> _Your goal_:
Show all lines holding the string "this".

--- Begin Record list ---

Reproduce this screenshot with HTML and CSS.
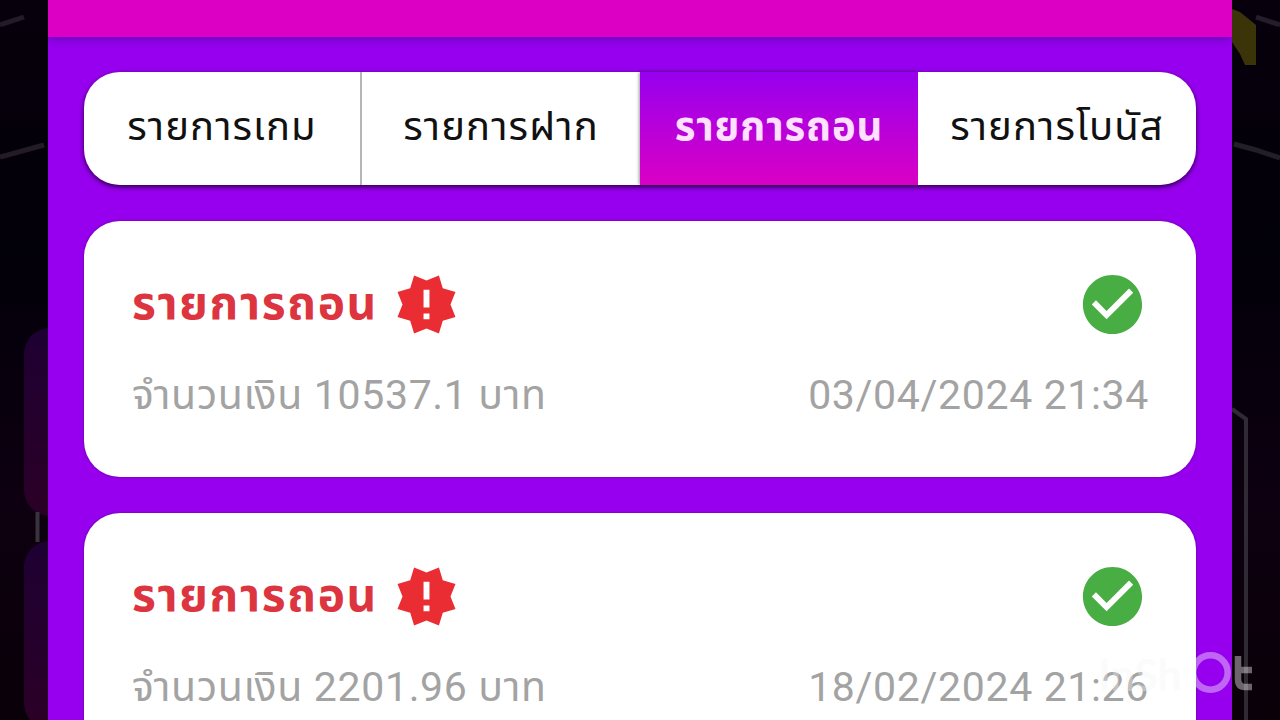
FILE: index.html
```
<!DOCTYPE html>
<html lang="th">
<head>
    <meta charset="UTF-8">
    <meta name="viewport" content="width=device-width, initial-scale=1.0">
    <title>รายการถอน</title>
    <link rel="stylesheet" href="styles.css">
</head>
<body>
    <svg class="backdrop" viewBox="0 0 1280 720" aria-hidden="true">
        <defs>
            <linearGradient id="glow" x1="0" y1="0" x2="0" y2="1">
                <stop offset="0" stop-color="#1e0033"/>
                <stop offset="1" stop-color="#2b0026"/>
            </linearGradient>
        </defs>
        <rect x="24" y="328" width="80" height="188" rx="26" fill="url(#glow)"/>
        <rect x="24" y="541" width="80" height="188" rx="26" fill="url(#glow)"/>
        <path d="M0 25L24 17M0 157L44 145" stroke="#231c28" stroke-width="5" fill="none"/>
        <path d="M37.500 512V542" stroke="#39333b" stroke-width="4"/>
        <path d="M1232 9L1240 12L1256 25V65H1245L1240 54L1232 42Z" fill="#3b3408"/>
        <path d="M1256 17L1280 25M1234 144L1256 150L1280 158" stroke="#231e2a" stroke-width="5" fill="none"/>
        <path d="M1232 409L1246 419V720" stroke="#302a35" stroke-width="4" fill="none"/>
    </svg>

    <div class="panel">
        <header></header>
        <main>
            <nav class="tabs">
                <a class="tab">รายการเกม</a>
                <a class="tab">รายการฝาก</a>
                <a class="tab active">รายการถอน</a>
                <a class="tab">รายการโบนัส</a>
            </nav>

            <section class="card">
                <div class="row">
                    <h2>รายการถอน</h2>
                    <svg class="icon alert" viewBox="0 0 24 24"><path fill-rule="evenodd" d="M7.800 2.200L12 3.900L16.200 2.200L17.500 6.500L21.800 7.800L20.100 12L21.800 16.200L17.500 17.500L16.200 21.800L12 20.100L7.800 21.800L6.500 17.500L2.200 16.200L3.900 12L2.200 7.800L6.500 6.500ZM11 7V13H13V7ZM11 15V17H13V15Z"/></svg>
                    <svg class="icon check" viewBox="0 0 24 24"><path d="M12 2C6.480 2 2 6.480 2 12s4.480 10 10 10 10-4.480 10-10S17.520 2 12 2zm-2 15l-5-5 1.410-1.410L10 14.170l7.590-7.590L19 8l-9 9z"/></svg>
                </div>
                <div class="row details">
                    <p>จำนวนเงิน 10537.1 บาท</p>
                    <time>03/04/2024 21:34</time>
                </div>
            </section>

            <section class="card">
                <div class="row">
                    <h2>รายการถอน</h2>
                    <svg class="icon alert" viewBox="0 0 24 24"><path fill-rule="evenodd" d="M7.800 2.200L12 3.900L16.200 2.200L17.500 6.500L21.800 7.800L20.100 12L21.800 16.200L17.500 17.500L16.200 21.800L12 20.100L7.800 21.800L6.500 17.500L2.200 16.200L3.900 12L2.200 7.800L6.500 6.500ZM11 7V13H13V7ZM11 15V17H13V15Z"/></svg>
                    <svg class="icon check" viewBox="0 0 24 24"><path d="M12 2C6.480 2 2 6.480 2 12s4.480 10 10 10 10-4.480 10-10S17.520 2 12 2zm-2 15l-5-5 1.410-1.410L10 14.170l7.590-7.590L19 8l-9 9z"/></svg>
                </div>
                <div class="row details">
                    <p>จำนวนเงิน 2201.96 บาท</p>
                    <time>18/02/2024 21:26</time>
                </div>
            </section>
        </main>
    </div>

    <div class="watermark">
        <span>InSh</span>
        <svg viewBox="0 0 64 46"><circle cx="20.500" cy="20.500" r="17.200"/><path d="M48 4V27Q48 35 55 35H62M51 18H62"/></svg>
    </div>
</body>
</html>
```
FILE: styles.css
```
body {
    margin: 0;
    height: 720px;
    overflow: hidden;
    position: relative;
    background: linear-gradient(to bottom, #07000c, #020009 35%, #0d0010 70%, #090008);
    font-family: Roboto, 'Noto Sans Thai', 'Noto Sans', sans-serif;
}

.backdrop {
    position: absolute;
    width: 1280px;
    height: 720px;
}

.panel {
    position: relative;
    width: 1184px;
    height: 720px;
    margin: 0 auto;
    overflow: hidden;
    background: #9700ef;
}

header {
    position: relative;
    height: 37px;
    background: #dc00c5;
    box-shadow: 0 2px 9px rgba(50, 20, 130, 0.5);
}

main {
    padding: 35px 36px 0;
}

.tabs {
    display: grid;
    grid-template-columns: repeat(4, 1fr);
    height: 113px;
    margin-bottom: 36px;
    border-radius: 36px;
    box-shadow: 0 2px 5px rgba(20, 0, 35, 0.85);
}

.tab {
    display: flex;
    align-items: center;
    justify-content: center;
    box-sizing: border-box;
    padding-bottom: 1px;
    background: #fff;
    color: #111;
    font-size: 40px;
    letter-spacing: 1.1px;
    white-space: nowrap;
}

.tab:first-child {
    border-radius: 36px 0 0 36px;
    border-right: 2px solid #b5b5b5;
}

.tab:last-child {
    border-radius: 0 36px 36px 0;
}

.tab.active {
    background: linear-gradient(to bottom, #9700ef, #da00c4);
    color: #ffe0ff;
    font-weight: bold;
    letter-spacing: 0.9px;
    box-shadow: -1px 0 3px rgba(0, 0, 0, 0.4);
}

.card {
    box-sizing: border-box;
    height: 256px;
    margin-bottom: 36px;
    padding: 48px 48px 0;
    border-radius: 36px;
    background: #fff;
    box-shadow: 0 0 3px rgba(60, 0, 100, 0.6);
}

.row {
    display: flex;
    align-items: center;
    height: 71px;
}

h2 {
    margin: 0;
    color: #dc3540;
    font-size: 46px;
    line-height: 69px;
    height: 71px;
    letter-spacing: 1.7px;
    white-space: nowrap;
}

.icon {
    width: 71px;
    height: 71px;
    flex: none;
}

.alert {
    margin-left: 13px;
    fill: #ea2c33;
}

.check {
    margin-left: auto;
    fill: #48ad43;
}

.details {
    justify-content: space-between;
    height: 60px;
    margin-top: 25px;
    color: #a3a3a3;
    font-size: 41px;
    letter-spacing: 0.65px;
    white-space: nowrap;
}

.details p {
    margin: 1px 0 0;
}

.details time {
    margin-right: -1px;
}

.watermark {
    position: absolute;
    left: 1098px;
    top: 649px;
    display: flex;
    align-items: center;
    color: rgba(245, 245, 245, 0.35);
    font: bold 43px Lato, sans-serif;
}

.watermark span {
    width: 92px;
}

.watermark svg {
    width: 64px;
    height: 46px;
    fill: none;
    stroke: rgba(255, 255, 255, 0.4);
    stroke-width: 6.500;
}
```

--- End Record list ---
--- Begin Record list ---

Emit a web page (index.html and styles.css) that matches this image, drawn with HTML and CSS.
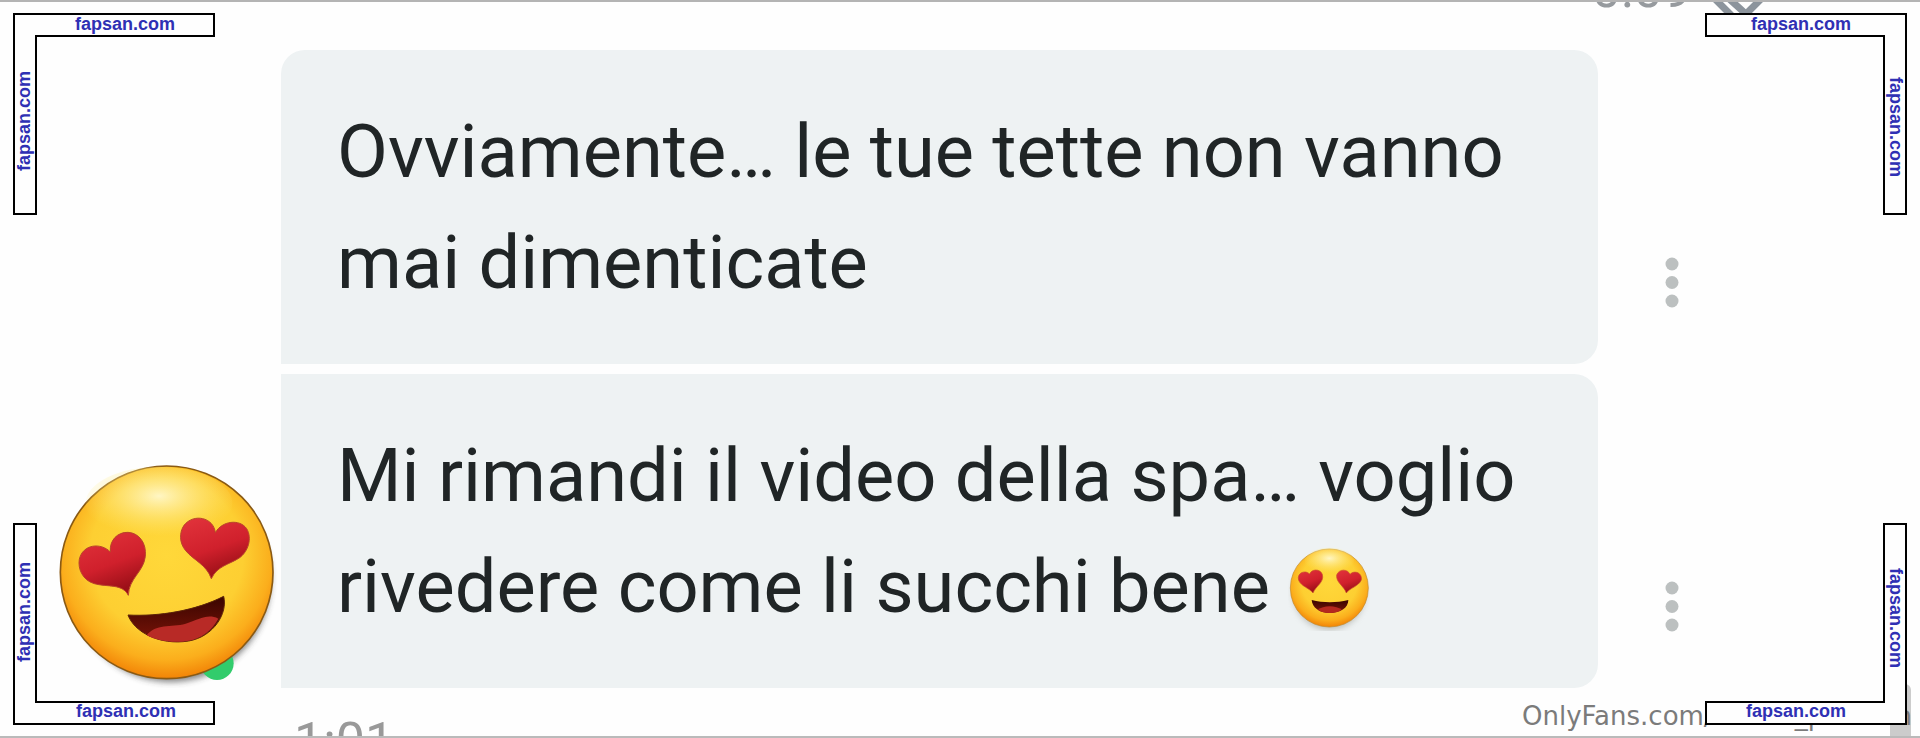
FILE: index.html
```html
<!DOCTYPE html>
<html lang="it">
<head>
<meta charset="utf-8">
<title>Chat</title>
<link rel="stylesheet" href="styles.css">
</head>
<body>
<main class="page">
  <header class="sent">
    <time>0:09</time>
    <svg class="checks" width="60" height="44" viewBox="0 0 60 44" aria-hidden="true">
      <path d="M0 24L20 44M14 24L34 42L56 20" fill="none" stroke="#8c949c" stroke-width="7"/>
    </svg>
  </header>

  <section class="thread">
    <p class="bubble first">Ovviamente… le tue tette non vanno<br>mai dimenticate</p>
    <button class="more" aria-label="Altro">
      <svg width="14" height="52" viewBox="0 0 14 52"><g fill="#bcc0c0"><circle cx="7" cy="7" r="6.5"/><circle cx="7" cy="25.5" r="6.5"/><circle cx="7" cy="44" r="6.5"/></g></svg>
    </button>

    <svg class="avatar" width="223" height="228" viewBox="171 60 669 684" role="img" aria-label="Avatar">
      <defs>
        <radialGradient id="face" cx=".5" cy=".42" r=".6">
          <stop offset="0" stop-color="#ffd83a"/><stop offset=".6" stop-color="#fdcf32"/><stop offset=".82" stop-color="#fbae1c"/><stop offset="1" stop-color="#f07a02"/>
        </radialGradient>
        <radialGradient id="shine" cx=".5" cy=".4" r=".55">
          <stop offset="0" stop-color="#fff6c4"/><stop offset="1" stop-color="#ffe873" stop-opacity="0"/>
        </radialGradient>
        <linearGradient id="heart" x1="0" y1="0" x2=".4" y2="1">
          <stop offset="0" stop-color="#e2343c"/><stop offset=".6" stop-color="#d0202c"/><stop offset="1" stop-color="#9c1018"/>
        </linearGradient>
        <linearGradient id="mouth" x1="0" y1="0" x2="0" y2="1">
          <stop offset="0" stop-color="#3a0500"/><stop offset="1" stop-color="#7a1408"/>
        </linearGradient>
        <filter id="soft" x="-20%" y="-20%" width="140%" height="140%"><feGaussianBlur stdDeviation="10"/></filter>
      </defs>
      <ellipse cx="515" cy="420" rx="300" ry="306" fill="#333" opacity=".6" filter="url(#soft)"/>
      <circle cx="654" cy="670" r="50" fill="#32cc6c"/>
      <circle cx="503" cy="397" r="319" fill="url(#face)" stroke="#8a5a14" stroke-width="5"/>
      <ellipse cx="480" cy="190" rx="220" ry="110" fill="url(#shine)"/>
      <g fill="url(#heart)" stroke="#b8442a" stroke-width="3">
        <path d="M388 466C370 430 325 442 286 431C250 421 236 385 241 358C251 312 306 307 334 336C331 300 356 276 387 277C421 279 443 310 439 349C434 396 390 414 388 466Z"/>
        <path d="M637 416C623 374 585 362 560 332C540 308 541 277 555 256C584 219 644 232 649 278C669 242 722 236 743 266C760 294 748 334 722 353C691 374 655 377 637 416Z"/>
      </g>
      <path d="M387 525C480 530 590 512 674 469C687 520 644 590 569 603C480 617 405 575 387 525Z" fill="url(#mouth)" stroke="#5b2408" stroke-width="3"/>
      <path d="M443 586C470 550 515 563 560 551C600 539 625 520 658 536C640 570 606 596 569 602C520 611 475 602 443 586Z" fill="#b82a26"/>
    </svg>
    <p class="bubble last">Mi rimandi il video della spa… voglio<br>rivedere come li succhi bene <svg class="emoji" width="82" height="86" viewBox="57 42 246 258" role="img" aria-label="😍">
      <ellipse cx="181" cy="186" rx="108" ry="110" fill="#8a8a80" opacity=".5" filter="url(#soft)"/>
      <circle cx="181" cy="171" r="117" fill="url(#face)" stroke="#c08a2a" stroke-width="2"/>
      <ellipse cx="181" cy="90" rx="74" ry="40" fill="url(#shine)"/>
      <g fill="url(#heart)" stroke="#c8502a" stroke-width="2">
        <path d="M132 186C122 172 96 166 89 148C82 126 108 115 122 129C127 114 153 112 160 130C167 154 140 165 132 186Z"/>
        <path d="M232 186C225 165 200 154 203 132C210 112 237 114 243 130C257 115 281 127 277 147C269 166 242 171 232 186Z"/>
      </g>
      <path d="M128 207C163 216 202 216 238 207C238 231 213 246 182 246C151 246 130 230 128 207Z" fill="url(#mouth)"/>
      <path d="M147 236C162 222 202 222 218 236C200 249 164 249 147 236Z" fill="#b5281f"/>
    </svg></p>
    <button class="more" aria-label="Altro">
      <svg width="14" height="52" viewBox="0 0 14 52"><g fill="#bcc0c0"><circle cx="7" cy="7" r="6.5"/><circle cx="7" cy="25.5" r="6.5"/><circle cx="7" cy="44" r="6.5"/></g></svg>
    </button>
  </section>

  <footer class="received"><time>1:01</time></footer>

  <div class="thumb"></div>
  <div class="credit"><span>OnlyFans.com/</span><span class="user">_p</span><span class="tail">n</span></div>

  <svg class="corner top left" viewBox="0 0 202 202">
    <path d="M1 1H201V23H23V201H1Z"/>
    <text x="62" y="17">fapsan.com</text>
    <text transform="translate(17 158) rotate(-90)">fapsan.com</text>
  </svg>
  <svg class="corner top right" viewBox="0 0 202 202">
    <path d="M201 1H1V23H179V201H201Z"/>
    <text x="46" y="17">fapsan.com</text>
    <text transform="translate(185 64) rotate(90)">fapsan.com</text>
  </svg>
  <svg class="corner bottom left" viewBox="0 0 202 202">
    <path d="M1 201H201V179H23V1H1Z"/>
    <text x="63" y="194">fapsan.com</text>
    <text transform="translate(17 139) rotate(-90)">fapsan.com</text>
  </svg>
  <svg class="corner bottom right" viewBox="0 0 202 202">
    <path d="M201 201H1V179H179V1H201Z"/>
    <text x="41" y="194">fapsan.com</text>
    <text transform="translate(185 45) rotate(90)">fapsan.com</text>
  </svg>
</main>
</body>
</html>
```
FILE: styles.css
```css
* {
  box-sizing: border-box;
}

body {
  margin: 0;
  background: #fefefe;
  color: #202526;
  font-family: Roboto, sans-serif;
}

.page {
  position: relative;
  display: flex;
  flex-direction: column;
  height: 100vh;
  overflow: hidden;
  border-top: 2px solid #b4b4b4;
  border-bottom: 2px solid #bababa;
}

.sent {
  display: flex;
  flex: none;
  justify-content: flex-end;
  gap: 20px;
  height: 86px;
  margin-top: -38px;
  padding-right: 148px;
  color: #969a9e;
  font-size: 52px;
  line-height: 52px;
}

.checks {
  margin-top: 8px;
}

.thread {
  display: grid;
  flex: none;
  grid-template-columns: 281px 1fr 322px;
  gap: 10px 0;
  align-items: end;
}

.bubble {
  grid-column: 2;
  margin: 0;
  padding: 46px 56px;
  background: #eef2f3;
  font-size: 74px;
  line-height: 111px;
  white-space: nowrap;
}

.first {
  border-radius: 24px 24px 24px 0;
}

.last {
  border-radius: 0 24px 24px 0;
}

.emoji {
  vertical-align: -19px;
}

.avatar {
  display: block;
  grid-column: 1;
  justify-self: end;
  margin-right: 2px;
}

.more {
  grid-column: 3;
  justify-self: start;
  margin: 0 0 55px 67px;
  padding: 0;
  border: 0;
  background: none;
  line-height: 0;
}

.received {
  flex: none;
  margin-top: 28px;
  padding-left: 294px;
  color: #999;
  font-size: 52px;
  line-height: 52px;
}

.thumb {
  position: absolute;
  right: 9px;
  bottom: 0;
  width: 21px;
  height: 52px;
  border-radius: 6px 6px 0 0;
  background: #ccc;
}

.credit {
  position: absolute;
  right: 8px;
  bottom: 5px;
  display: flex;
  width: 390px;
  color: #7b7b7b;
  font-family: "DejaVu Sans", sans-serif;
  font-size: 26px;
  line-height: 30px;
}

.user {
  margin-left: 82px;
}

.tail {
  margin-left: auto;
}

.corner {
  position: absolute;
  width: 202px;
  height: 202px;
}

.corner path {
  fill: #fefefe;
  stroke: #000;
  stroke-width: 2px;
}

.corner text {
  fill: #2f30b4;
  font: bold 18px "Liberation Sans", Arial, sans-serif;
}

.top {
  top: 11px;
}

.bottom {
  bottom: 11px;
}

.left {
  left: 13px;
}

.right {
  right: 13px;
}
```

--- End Record list ---

> _Result_:
Reproduce this screenshot with HTML and CSS.
Emit a web page (index.html and styles.css) that matches this image, drawn with HTML and CSS.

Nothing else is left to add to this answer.